# grosvenor glasgow bottle



## markandjennifer (Mar 4, 2011)

We bought a box of bottles at an auction & Have one Grosvenor Glasgow with a 2 stamped on it
 Does anyone know what we have? Yellow & cream stoneware bottle 8.5 in tall


----------



## JOETHECROW (Mar 4, 2011)

Welcome to the forum...Sounds like maybe a stoneware or earthenware Scotch bottle, but a picture would certainly help.


----------



## JOETHECROW (Mar 4, 2011)

It may also be a scottish ginger beer or ginger ale...This was a pic from an old post here at the forum...


----------



## JOETHECROW (Mar 4, 2011)

Also found this on google.

 "Bearing the mark for the Grosvenor Pottery Company of Glasgow, Scotland, this bottle is typical of pieces made there and in England.
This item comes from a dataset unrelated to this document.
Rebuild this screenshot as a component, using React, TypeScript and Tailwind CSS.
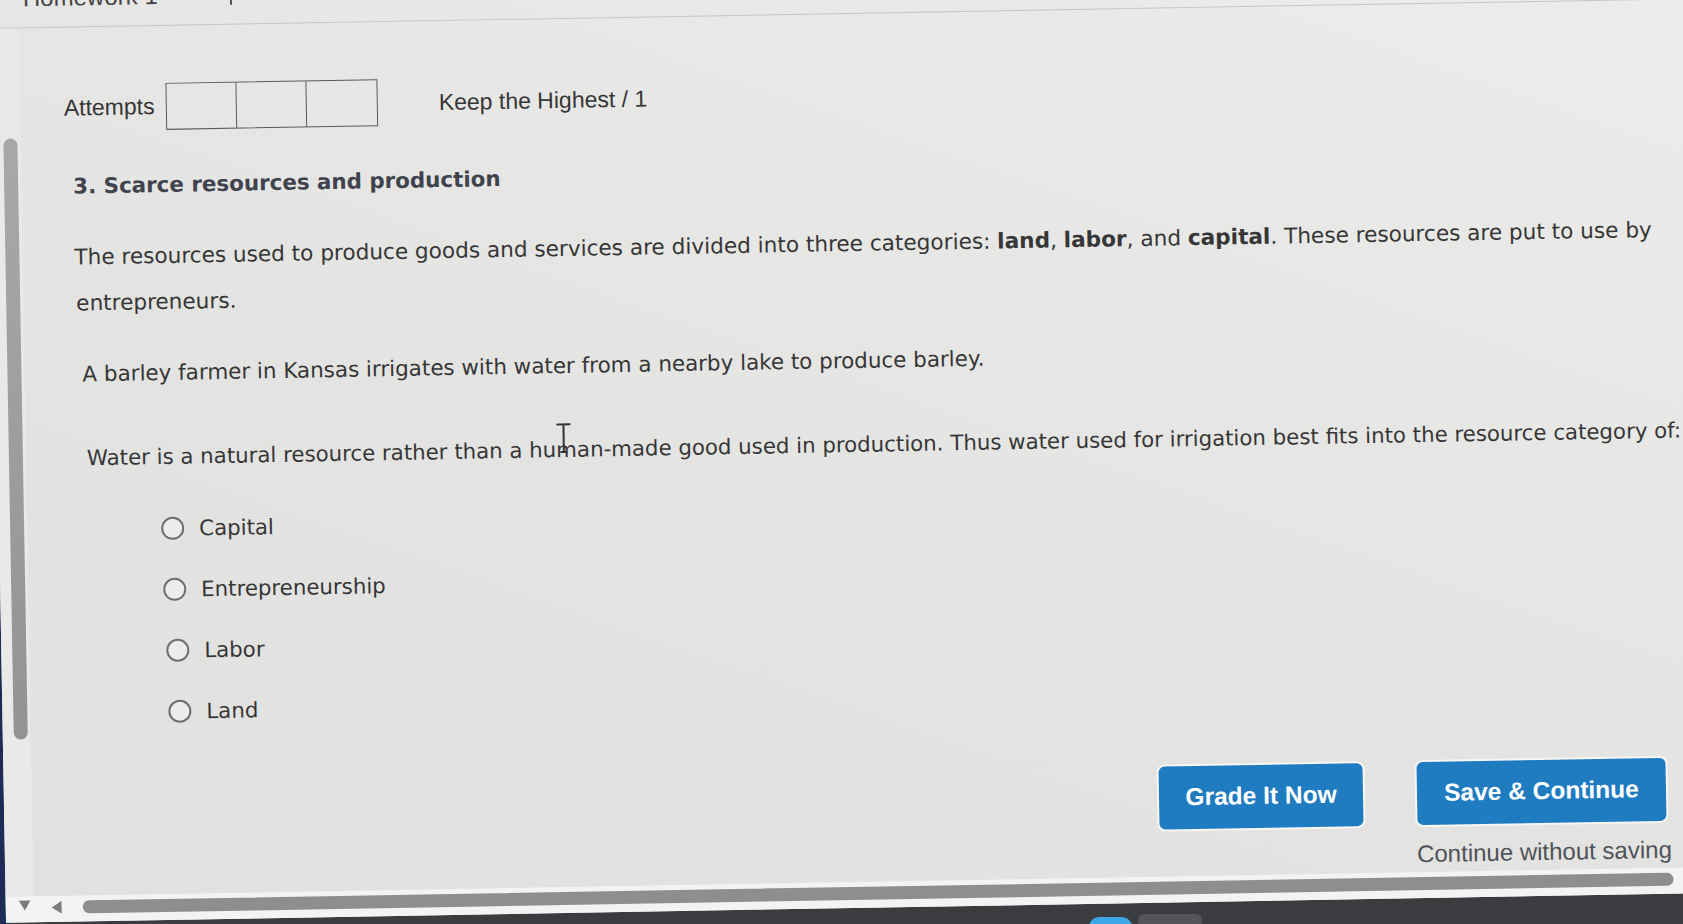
import React from "react";

const verdana = "font-['DejaVu_Sans','Verdana',sans-serif]";
const arial = "font-['Liberation_Sans','Arial',sans-serif]";

function Radio({ label, ml }: { label: string; ml: string }) {
  return (
    <div className={`h-[61px] flex items-center ${ml}`}>
      <span className="w-[23px] h-[23px] rounded-full border-2 border-[#6f6f6f] bg-[#ececea] shrink-0" />
      <span className={`ml-[15px] text-[21.3px] leading-[24px] text-[#363636] ${verdana}`}>{label}</span>
    </div>
  );
}

export default function App() {
  return (
    <div className="relative w-[1683px] h-[924px] overflow-hidden bg-[linear-gradient(90deg,#1f2b57_0px,#1f2b57_10px,#3b3c3f_10px)]">
      <div className="-ml-[2px] -mt-[20px] w-[1702px] h-[928px] rotate-[-1deg] origin-[852px_475px] bg-[linear-gradient(200deg,#ececea,#e3e3e1_60%,#e1e1df)] flex flex-col relative">
        {/* header */}
        <div className="h-[34px] shrink-0 border-b border-[#c6c6c4] flex items-start">
          <span className={`ml-[33px] -mt-[8px] w-[140px] text-[24px] leading-[24px] text-[#444] whitespace-nowrap ${arial}`}>
            Homework 1
          </span>
          <span className="ml-[67px] w-[2px] h-[14px] bg-[#555]" />
        </div>

        {/* body */}
        <div className="flex-1 flex min-h-0">
          <div className="w-[28px] shrink-0 bg-[#e9e9e7] flex flex-col">
            <div className="ml-[11px] mt-[110px] w-[14px] h-[601px] rounded-full bg-[linear-gradient(180deg,#a8a8a6,#939391)]" />
          </div>

          <div className="flex-1 flex flex-col min-w-0">
            {/* attempts row */}
            <div className={`mt-[57px] h-[47px] flex items-center ${arial}`}>
              <span className="ml-[44px] w-[102px] text-[23px] text-[#363636]">Attempts</span>
              <div className="flex h-[47px] border-[1.5px] border-[#5a5a5a]">
                <div className="w-[70px] h-full border-r-[1.5px] border-[#5a5a5a]" />
                <div className="w-[70px] h-full border-r-[1.5px] border-[#5a5a5a]" />
                <div className="w-[70px] h-full" />
              </div>
              <span className="ml-[61px] mt-[2px] text-[23px] text-[#363636] whitespace-nowrap">Keep the Highest / 1</span>
            </div>

            {/* heading */}
            <h2 className={`mt-[43px] ml-[52px] text-[21.4px] leading-[24px] font-bold text-[#3f434e] whitespace-nowrap ${verdana}`}>
              3. Scarce resources and production
            </h2>

            {/* paragraph 1 */}
            <div className={`mt-[36px] text-[21.6px] leading-[46px] text-[#363636] ${verdana}`}>
              <div className="ml-[52px] whitespace-nowrap">
                The resources used to produce goods and services are divided into three categories:{" "}
                <b>land</b>, <b>labor</b>, and <b>capital</b>. These resources are put to use by
              </div>
              <div className="ml-[53px] whitespace-nowrap">entrepreneurs.</div>
            </div>

            {/* paragraph 2 */}
            <div className={`mt-[25px] ml-[58px] text-[21.45px] leading-[46px] text-[#363636] whitespace-nowrap ${verdana}`}>
              A barley farmer in Kansas irrigates with water from a nearby lake to produce barley.
            </div>

            {/* paragraph 3 */}
            <div className={`mt-[38px] ml-[61px] text-[21.3px] leading-[46px] text-[#363636] whitespace-nowrap ${verdana}`}>
              Water is a natural resource rather than a human-made good used in production. Thus water used for irrigation best fits into the resource category of:
            </div>

            {/* options */}
            <div className="mt-[18px] flex flex-col">
              <Radio label="Capital" ml="ml-[134px]" />
              <Radio label="Entrepreneurship" ml="ml-[135px]" />
              <Radio label="Labor" ml="ml-[137px]" />
              <Radio label="Land" ml="ml-[138px]" />
            </div>

            {/* buttons */}
            <div className={`mt-[42px] flex items-start ${arial}`}>
              <button className="ml-[1127px] w-[204px] h-[63px] rounded-[6px] bg-[#1f7cc0] text-white text-[24.5px] font-bold shadow-[0_0_0_2px_#f6f6f5]">
                Grade It Now
              </button>
              <button className="ml-[54px] w-[249px] h-[63px] rounded-[6px] bg-[#1f7cc0] text-white text-[24.5px] font-bold shadow-[0_0_0_2px_#f6f6f5]">
                Save &amp; Continue
              </button>
            </div>
            <div className={`mt-[15px] ml-[1384px] text-[24px] leading-[28px] text-[#4f5358] whitespace-nowrap ${arial}`}>
              Continue without saving
            </div>
          </div>
        </div>

        {/* horizontal scrollbar */}
        <div className="h-[26px] shrink-0 bg-[#f3f3f2] flex items-start">
          <svg className="ml-[13px] mt-[4px]" width="12" height="10" viewBox="0 0 12 10">
            <path d="M0 0 H12 L6 10 Z" fill="#7b7b7b" />
          </svg>
          <svg className="ml-[21px] mt-[5px]" width="10" height="13" viewBox="0 0 10 13">
            <path d="M10 0 V13 L0 6.5 Z" fill="#7b7b7b" />
          </svg>
          <div className="ml-[21px] mt-[5px] w-[1591px] h-[13px] rounded-full bg-[#8e8e8c]" />
        </div>

        {/* text cursor */}
        <svg className="absolute left-[558px] top-[438px]" width="16" height="31" viewBox="0 0 16 31">
          <path d="M1 1.5 H15 M8 1.5 V29 M4.5 29 H11.5" stroke="#333" strokeWidth="2" fill="none" />
        </svg>
      </div>

      {/* taskbar bits */}
      <div className="absolute left-[1089px] top-[917px] w-[43px] h-[14px] rounded-t-[10px] bg-[#3ba7e6]" />
      <div className="absolute left-[1138px] top-[914px] w-[64px] h-[14px] rounded-[6px] bg-[#545558]" />
    </div>
  );
}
Rich two color styling and a thick, heavy body. Included with the mark is the number 12, there is no definitive explanation for these numbers that appear on wares from the UK. These bottles usually contained ginger or sarsaparilla beer but sometimes they held stout. Standing 8 1/4 inches high with a 1 1/4 inch mouth and 3 1/4 inch base this bottle is in very nice condition and dates between 1869 and 1885 when the Grosvenor Pottery was in operation."


----------



## cowseatmaize (Mar 5, 2011)

Isn't the internet great. I saw a bunch of sites with a few different dates. I guess if majority rules it would be 1869-1926 though.[]


----------



## TROG (Mar 5, 2011)

This pottery definitely went into the 20th century


----------